What is the real opportunity cost of any addiction? It’s life, right? Those sperm lottery winnings?
Everything can be a tool or a weapon. Lately, it’s felt more like a weapon. How much of my day is determined by an algorithm…how much is me? How much is manipulation to keep me in “rabbit holes”? The fact that I can even wonder is too much for comfort.
There has to be middle ground, middle path, middle way. Usage of social media is driving extremes. If one side or perspective is constantly reiterated by content, algorithms pumping stuff that asserts a world view, of course it’s difficult to see other perspectives and world views. Curated newsfeed becomes an echo chamber.

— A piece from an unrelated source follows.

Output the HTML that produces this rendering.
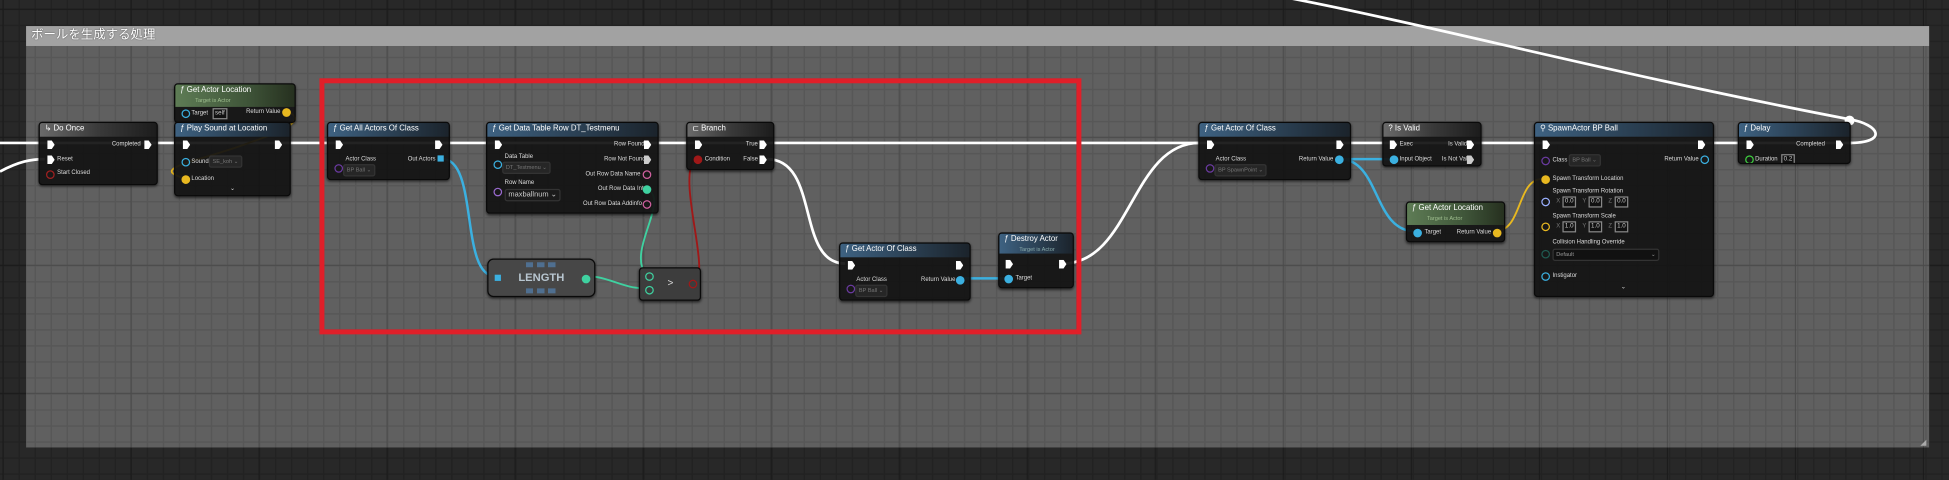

The Buddha had a lot of insight into human psychology before it was a thing. He always talked about how extremes, attachment, expectation (all synonyms for addiction) were all forms of suffering. Now, we’re in an age of digital suffering/digital addiction. He said the middle way was the path to freedom and I definitely feel imprisoned by extreme, polarized behavior. Behavior driven by algorithms, that serve to influence behavior, nothing else. Digital nicotine.

Anything that’s free means the “user” is the product. The user trades life, attention, focus for … what, exactly? Excuses to not ___? Trading contentment, peace of mind, etc. for ___? Meditating, writing, jumping jacks, pooping with two free hands or whatever instead of these things…the opportunity cost becomes sickening, really. Whatever the opportunity cost is: the value of human time/attention/focus/data in the billions in advertising dollars. In The Big Hack – Britany Kaiser said that our data was now more valuable than oil.
What if it was reversed? What does that mean for time, attention, and focus? What does it mean for worth and lottery winnings?
I don’t know. I’m not an expert, obviously, but what do you think? Have you watched either of these movies?? Did it change anything for you if it did?